▶ INPUT ROWS:
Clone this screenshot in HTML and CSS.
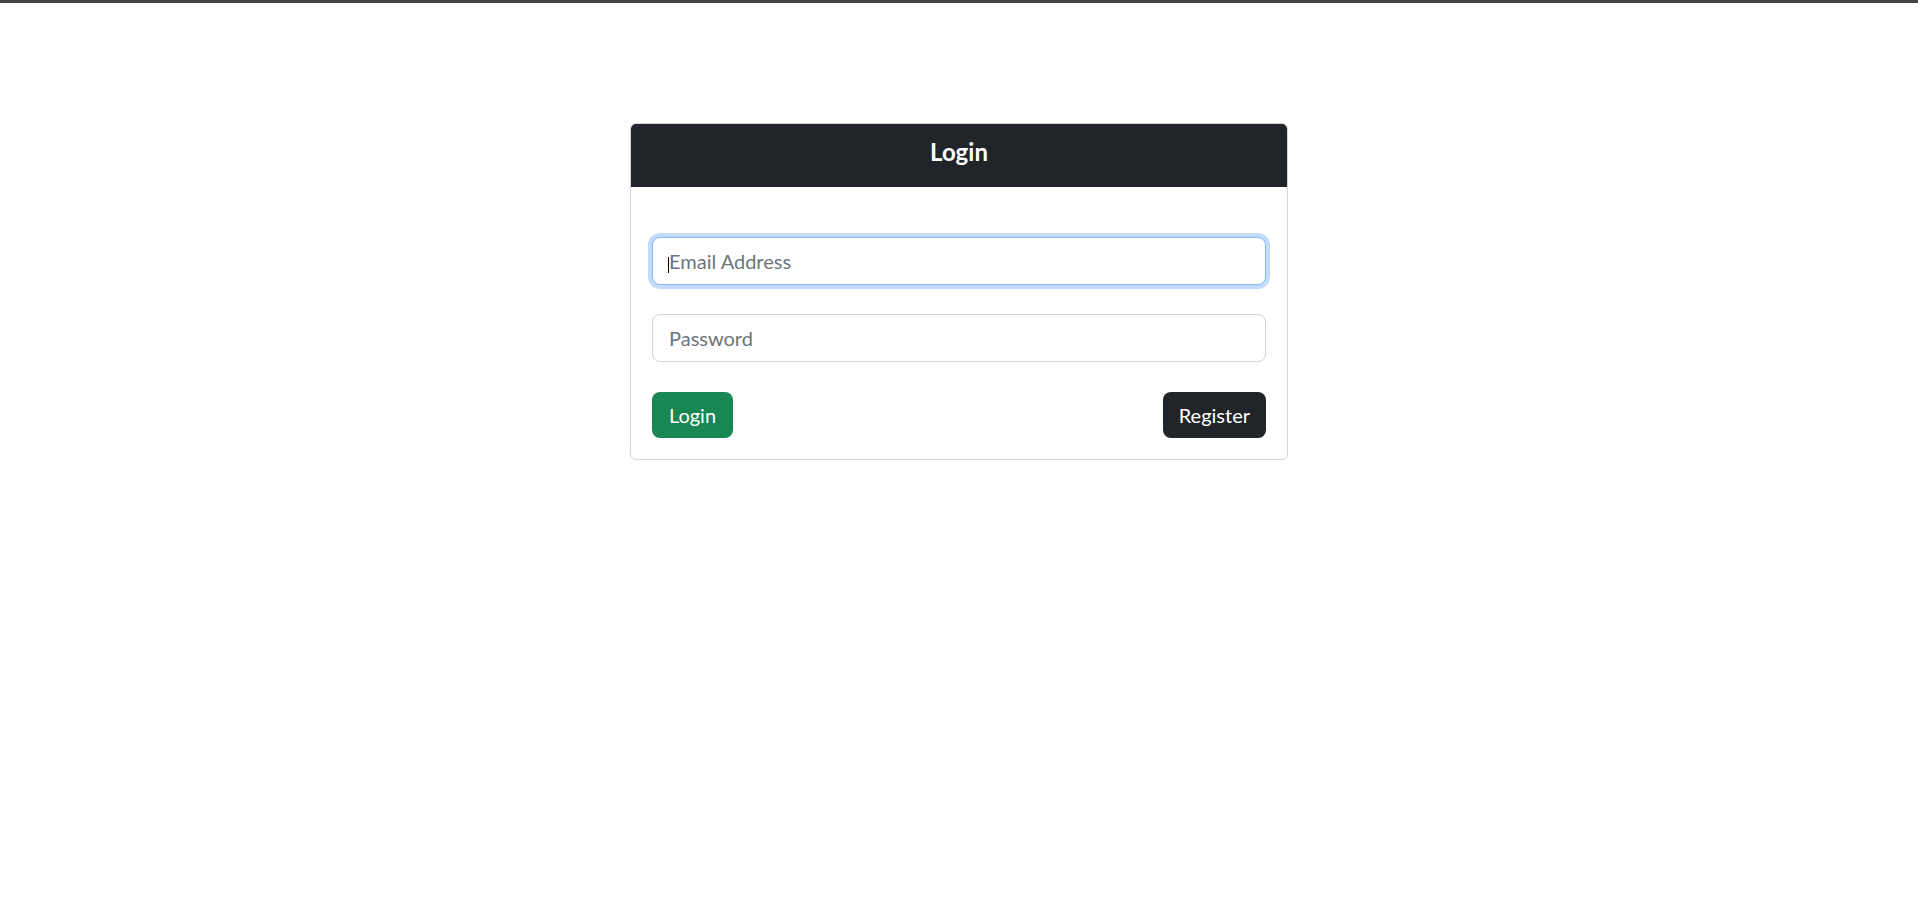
FILE: index.html
```html
<!DOCTYPE html>
<html lang="en">
<head>
<meta charset="utf-8">
<title>Login</title>
<link rel="stylesheet" href="styles.css">
</head>
<body>
<div class="topbar"></div>
<main class="page">
  <section class="card">
    <header class="card-header"><h4 class="card-title">Login</h4></header>
    <form class="card-body">
      <div class="field">
        <input class="form-control is-focused" type="email" placeholder="Email Address">
        <span class="caret"></span>
      </div>
      <div class="field">
        <input class="form-control" type="password" placeholder="Password">
      </div>
      <div class="actions">
        <button type="button" class="btn btn-success">Login</button>
        <button type="button" class="btn btn-dark">Register</button>
      </div>
    </form>
  </section>
</main>
</body>
</html>
```
FILE: styles.css
```css
html, body { margin: 0; padding: 0; background: #fff; }
body { font-family: "Lato", "Open Sans", sans-serif; color: #212529; }
.topbar { height: 3px; background: #444; }
.page { display: flex; justify-content: center; padding-top: 120px; }
.card { width: 656px; border: 1px solid #d5d5d5; border-radius: 6px; overflow: hidden; background: #fff; }
.card-header { height: 63px; background: #212529; display: flex; justify-content: center; align-items: flex-start; padding-top: 13px; box-sizing: border-box; }
.card-title { margin: 0; color: #fff; font-size: 24px; font-weight: 700; line-height: 29px; }
.card-body { display: flex; flex-direction: column; padding: 50px 21px 21px; }
.field { position: relative; margin-bottom: 29px; }
.form-control { display: block; width: 100%; box-sizing: border-box; height: 48px; padding: 0 16px; font-family: inherit; font-size: 20px; color: #212529; border: 1px solid #ced4da; border-radius: 8px; outline: none; background: #fff; }
.form-control::placeholder { color: #6c757d; }
.form-control.is-focused { border-color: #86b7fe; box-shadow: 0 0 0 4px rgba(13,110,253,.25); }
.caret { position: absolute; left: 16px; top: 20px; width: 1px; height: 16px; background: #000; }
.actions { display: flex; justify-content: space-between; margin-top: 1px; }
.btn { height: 46px; padding: 0 16px; font-family: inherit; font-size: 20px; border: 0; border-radius: 8px; color: #fff; cursor: pointer; }
.btn-success { background: #198754; min-width: 81px; }
.btn-dark { background: #212529; }
```
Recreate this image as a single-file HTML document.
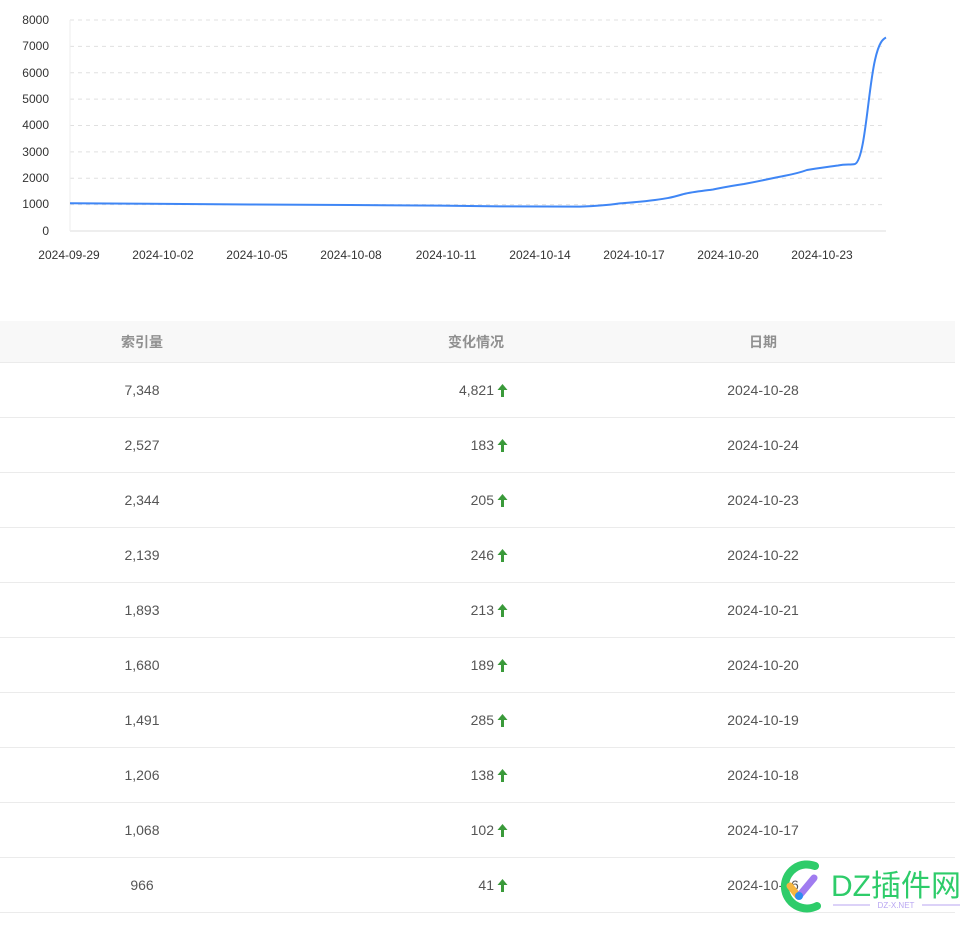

▶ REQUIRED WORK: Go through the entries above and print each one exactly, minus the pictures.

▶ SOLUTION FOR THIS PROBLEM:
Clone this screenshot in HTML and CSS.
FILE: index.html
```html
<!DOCTYPE html>
<html lang="en">
<head>
<meta charset="utf-8">
<title>Login</title>
<link rel="stylesheet" href="styles.css">
</head>
<body>
<div class="topbar"></div>
<main class="page">
  <section class="card">
    <header class="card-header"><h4 class="card-title">Login</h4></header>
    <form class="card-body">
      <div class="field">
        <input class="form-control is-focused" type="email" placeholder="Email Address">
        <span class="caret"></span>
      </div>
      <div class="field">
        <input class="form-control" type="password" placeholder="Password">
      </div>
      <div class="actions">
        <button type="button" class="btn btn-success">Login</button>
        <button type="button" class="btn btn-dark">Register</button>
      </div>
    </form>
  </section>
</main>
</body>
</html>
```
FILE: styles.css
```css
html, body { margin: 0; padding: 0; background: #fff; }
body { font-family: "Lato", "Open Sans", sans-serif; color: #212529; }
.topbar { height: 3px; background: #444; }
.page { display: flex; justify-content: center; padding-top: 120px; }
.card { width: 656px; border: 1px solid #d5d5d5; border-radius: 6px; overflow: hidden; background: #fff; }
.card-header { height: 63px; background: #212529; display: flex; justify-content: center; align-items: flex-start; padding-top: 13px; box-sizing: border-box; }
.card-title { margin: 0; color: #fff; font-size: 24px; font-weight: 700; line-height: 29px; }
.card-body { display: flex; flex-direction: column; padding: 50px 21px 21px; }
.field { position: relative; margin-bottom: 29px; }
.form-control { display: block; width: 100%; box-sizing: border-box; height: 48px; padding: 0 16px; font-family: inherit; font-size: 20px; color: #212529; border: 1px solid #ced4da; border-radius: 8px; outline: none; background: #fff; }
.form-control::placeholder { color: #6c757d; }
.form-control.is-focused { border-color: #86b7fe; box-shadow: 0 0 0 4px rgba(13,110,253,.25); }
.caret { position: absolute; left: 16px; top: 20px; width: 1px; height: 16px; background: #000; }
.actions { display: flex; justify-content: space-between; margin-top: 1px; }
.btn { height: 46px; padding: 0 16px; font-family: inherit; font-size: 20px; border: 0; border-radius: 8px; color: #fff; cursor: pointer; }
.btn-success { background: #198754; min-width: 81px; }
.btn-dark { background: #212529; }
```
Recreate this image as a single-file HTML document.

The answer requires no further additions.